=== EXTRACTED MATERIAL ===
[start]

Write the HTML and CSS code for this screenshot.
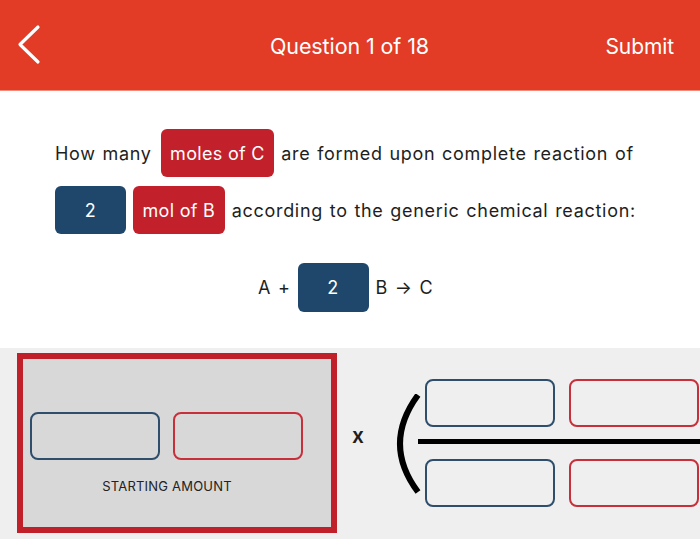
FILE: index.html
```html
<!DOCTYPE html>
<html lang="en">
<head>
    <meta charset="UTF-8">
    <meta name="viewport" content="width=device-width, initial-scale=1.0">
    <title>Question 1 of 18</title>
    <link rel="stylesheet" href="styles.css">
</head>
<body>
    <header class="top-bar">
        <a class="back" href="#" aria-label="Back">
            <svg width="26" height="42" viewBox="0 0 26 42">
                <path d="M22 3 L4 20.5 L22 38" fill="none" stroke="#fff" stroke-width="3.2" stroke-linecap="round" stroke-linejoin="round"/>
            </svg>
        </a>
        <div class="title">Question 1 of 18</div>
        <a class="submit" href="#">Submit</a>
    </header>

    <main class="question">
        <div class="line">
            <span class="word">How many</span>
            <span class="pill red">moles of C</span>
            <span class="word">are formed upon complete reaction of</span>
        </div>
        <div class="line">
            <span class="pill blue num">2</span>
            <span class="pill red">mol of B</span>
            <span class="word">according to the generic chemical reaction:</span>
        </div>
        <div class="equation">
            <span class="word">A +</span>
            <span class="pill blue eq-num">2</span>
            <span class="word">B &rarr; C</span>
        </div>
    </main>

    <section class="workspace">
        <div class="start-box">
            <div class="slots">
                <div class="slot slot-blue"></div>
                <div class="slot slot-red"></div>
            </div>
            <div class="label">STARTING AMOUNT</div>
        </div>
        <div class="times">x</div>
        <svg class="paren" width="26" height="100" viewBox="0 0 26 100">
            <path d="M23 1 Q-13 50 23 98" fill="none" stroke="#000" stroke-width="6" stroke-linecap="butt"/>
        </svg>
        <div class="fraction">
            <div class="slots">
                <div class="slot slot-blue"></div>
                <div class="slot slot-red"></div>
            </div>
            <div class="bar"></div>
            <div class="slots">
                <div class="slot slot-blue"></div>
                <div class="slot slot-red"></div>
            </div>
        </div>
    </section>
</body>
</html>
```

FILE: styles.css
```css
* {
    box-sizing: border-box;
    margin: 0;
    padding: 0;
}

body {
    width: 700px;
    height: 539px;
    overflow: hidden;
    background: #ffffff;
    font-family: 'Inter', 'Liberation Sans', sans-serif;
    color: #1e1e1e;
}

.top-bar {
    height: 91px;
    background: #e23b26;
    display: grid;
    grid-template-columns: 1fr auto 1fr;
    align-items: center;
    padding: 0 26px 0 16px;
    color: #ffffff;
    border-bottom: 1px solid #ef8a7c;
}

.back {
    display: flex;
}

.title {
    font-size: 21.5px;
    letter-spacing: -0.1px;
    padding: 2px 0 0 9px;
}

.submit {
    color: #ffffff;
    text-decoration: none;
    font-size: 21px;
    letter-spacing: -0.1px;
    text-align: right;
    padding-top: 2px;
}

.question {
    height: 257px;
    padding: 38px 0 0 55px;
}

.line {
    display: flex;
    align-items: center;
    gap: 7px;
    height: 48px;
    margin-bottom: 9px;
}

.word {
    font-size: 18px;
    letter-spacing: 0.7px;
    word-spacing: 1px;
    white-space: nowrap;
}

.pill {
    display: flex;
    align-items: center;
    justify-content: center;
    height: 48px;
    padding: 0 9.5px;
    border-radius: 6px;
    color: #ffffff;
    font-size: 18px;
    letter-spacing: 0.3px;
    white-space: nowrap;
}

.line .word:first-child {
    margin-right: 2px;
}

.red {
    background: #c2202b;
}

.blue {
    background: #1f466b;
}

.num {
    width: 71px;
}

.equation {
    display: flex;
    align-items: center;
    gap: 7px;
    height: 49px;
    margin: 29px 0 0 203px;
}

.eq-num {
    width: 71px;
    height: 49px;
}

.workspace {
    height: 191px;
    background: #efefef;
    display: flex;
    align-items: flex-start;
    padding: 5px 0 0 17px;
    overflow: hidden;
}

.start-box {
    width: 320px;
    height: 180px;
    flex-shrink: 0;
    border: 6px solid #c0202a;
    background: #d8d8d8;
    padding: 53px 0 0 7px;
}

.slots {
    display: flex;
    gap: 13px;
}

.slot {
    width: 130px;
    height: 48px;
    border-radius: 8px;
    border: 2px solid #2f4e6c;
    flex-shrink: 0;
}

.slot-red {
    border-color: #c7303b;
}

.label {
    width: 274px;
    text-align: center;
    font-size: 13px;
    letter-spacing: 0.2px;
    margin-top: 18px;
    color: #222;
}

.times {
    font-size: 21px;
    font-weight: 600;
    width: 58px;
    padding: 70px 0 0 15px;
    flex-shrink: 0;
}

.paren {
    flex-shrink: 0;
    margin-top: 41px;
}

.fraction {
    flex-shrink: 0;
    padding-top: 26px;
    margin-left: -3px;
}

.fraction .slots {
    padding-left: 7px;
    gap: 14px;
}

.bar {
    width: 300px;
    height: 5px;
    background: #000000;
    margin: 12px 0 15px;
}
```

[end]
[start]

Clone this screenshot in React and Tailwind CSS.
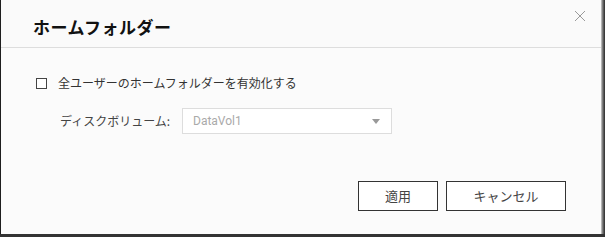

[end]

=== WHAT IS REQUIRED ===
Go through the lines above. Select every one that has the string "this".

=== REPLY TO THE TASK ===
Write the HTML and CSS code for this screenshot.
Clone this screenshot in React and Tailwind CSS.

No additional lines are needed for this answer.